**Task requirements**
Without including any pictures, write out all the entries exactly.

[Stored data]
■ ■ ■ ■ ■ ■ ■
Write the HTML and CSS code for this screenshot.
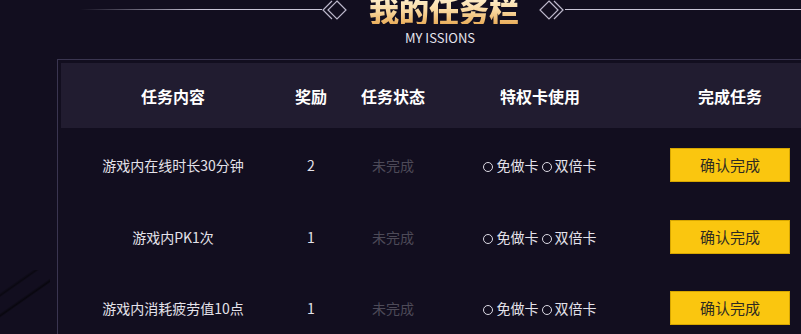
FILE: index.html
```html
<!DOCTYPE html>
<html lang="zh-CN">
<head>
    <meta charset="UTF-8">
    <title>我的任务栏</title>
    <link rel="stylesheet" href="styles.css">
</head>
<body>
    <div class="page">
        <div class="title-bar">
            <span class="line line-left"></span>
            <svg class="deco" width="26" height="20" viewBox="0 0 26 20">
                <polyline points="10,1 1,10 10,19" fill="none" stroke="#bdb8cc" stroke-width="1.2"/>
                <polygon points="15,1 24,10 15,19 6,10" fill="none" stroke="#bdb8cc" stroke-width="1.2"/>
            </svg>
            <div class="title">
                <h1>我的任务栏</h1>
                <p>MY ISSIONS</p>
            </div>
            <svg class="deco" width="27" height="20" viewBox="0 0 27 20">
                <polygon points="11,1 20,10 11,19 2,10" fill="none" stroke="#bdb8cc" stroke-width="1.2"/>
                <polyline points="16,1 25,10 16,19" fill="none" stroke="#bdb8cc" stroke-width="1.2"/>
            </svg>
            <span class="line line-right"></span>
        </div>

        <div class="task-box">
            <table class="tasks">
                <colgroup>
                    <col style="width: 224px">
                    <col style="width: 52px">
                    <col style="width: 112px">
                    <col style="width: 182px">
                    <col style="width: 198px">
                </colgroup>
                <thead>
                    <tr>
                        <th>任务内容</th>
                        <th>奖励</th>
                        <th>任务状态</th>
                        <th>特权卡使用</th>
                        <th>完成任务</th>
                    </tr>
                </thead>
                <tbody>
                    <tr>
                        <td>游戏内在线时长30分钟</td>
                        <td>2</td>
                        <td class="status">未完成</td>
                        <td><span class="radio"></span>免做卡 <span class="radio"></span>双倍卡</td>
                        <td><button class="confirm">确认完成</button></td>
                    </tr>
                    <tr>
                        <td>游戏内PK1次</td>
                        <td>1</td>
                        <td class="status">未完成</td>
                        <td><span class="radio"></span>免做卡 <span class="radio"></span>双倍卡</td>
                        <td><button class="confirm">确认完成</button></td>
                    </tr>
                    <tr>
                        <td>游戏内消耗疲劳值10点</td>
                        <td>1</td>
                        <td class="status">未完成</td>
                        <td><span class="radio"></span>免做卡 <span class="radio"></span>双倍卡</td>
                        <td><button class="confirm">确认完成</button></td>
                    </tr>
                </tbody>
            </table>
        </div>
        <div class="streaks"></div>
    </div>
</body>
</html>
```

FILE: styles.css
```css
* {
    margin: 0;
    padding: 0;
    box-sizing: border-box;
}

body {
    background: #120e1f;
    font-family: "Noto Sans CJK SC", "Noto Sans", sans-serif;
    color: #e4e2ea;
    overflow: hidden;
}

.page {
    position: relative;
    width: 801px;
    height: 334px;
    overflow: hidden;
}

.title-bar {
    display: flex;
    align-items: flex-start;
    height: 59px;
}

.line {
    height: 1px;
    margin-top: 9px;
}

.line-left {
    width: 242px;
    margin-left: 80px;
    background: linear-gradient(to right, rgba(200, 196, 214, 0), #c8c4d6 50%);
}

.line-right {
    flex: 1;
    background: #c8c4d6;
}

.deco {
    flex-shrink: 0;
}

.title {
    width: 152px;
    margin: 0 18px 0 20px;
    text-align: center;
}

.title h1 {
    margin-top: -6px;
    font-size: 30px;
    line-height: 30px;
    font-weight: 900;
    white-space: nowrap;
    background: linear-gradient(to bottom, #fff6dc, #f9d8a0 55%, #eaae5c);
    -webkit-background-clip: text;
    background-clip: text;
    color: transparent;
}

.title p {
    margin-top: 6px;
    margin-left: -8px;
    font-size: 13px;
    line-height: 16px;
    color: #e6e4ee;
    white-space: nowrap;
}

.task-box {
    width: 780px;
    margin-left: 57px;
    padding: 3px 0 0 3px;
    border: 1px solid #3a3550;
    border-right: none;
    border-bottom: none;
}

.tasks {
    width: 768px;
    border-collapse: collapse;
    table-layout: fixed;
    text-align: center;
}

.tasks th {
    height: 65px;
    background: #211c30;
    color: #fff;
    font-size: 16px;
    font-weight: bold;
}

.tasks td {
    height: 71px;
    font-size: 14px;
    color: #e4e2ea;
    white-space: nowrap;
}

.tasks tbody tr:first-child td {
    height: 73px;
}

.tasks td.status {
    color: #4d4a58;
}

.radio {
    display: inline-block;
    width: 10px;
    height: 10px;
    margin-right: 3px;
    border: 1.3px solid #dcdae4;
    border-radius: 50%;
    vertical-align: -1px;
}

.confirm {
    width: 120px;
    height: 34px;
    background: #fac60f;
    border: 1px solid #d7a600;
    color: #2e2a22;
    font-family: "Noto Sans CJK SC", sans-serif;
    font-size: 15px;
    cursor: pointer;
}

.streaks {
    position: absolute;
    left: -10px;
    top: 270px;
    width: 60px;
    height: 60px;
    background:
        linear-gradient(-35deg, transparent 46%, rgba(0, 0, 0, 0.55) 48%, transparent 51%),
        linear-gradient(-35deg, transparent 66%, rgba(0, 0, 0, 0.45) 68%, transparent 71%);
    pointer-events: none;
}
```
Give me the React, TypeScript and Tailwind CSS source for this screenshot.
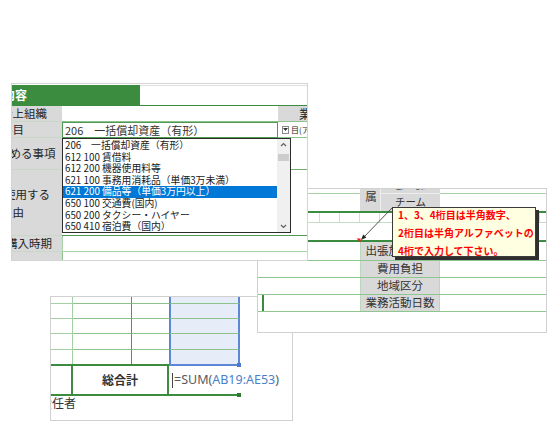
■ ■ ■ ■ ■ ■ ■
**Result of the task**
Write the HTML and CSS code for this screenshot.
FILE: index.html
```html
<!DOCTYPE html>
<html lang="zh-CN">
<head>
    <meta charset="UTF-8">
    <title>我的任务栏</title>
    <link rel="stylesheet" href="styles.css">
</head>
<body>
    <div class="page">
        <div class="title-bar">
            <span class="line line-left"></span>
            <svg class="deco" width="26" height="20" viewBox="0 0 26 20">
                <polyline points="10,1 1,10 10,19" fill="none" stroke="#bdb8cc" stroke-width="1.2"/>
                <polygon points="15,1 24,10 15,19 6,10" fill="none" stroke="#bdb8cc" stroke-width="1.2"/>
            </svg>
            <div class="title">
                <h1>我的任务栏</h1>
                <p>MY ISSIONS</p>
            </div>
            <svg class="deco" width="27" height="20" viewBox="0 0 27 20">
                <polygon points="11,1 20,10 11,19 2,10" fill="none" stroke="#bdb8cc" stroke-width="1.2"/>
                <polyline points="16,1 25,10 16,19" fill="none" stroke="#bdb8cc" stroke-width="1.2"/>
            </svg>
            <span class="line line-right"></span>
        </div>

        <div class="task-box">
            <table class="tasks">
                <colgroup>
                    <col style="width: 224px">
                    <col style="width: 52px">
                    <col style="width: 112px">
                    <col style="width: 182px">
                    <col style="width: 198px">
                </colgroup>
                <thead>
                    <tr>
                        <th>任务内容</th>
                        <th>奖励</th>
                        <th>任务状态</th>
                        <th>特权卡使用</th>
                        <th>完成任务</th>
                    </tr>
                </thead>
                <tbody>
                    <tr>
                        <td>游戏内在线时长30分钟</td>
                        <td>2</td>
                        <td class="status">未完成</td>
                        <td><span class="radio"></span>免做卡 <span class="radio"></span>双倍卡</td>
                        <td><button class="confirm">确认完成</button></td>
                    </tr>
                    <tr>
                        <td>游戏内PK1次</td>
                        <td>1</td>
                        <td class="status">未完成</td>
                        <td><span class="radio"></span>免做卡 <span class="radio"></span>双倍卡</td>
                        <td><button class="confirm">确认完成</button></td>
                    </tr>
                    <tr>
                        <td>游戏内消耗疲劳值10点</td>
                        <td>1</td>
                        <td class="status">未完成</td>
                        <td><span class="radio"></span>免做卡 <span class="radio"></span>双倍卡</td>
                        <td><button class="confirm">确认完成</button></td>
                    </tr>
                </tbody>
            </table>
        </div>
        <div class="streaks"></div>
    </div>
</body>
</html>
```

FILE: styles.css
```css
* {
    margin: 0;
    padding: 0;
    box-sizing: border-box;
}

body {
    background: #120e1f;
    font-family: "Noto Sans CJK SC", "Noto Sans", sans-serif;
    color: #e4e2ea;
    overflow: hidden;
}

.page {
    position: relative;
    width: 801px;
    height: 334px;
    overflow: hidden;
}

.title-bar {
    display: flex;
    align-items: flex-start;
    height: 59px;
}

.line {
    height: 1px;
    margin-top: 9px;
}

.line-left {
    width: 242px;
    margin-left: 80px;
    background: linear-gradient(to right, rgba(200, 196, 214, 0), #c8c4d6 50%);
}

.line-right {
    flex: 1;
    background: #c8c4d6;
}

.deco {
    flex-shrink: 0;
}

.title {
    width: 152px;
    margin: 0 18px 0 20px;
    text-align: center;
}

.title h1 {
    margin-top: -6px;
    font-size: 30px;
    line-height: 30px;
    font-weight: 900;
    white-space: nowrap;
    background: linear-gradient(to bottom, #fff6dc, #f9d8a0 55%, #eaae5c);
    -webkit-background-clip: text;
    background-clip: text;
    color: transparent;
}

.title p {
    margin-top: 6px;
    margin-left: -8px;
    font-size: 13px;
    line-height: 16px;
    color: #e6e4ee;
    white-space: nowrap;
}

.task-box {
    width: 780px;
    margin-left: 57px;
    padding: 3px 0 0 3px;
    border: 1px solid #3a3550;
    border-right: none;
    border-bottom: none;
}

.tasks {
    width: 768px;
    border-collapse: collapse;
    table-layout: fixed;
    text-align: center;
}

.tasks th {
    height: 65px;
    background: #211c30;
    color: #fff;
    font-size: 16px;
    font-weight: bold;
}

.tasks td {
    height: 71px;
    font-size: 14px;
    color: #e4e2ea;
    white-space: nowrap;
}

.tasks tbody tr:first-child td {
    height: 73px;
}

.tasks td.status {
    color: #4d4a58;
}

.radio {
    display: inline-block;
    width: 10px;
    height: 10px;
    margin-right: 3px;
    border: 1.3px solid #dcdae4;
    border-radius: 50%;
    vertical-align: -1px;
}

.confirm {
    width: 120px;
    height: 34px;
    background: #fac60f;
    border: 1px solid #d7a600;
    color: #2e2a22;
    font-family: "Noto Sans CJK SC", sans-serif;
    font-size: 15px;
    cursor: pointer;
}

.streaks {
    position: absolute;
    left: -10px;
    top: 270px;
    width: 60px;
    height: 60px;
    background:
        linear-gradient(-35deg, transparent 46%, rgba(0, 0, 0, 0.55) 48%, transparent 51%),
        linear-gradient(-35deg, transparent 66%, rgba(0, 0, 0, 0.45) 68%, transparent 71%);
    pointer-events: none;
}
```
Give me the React, TypeScript and Tailwind CSS source for this screenshot.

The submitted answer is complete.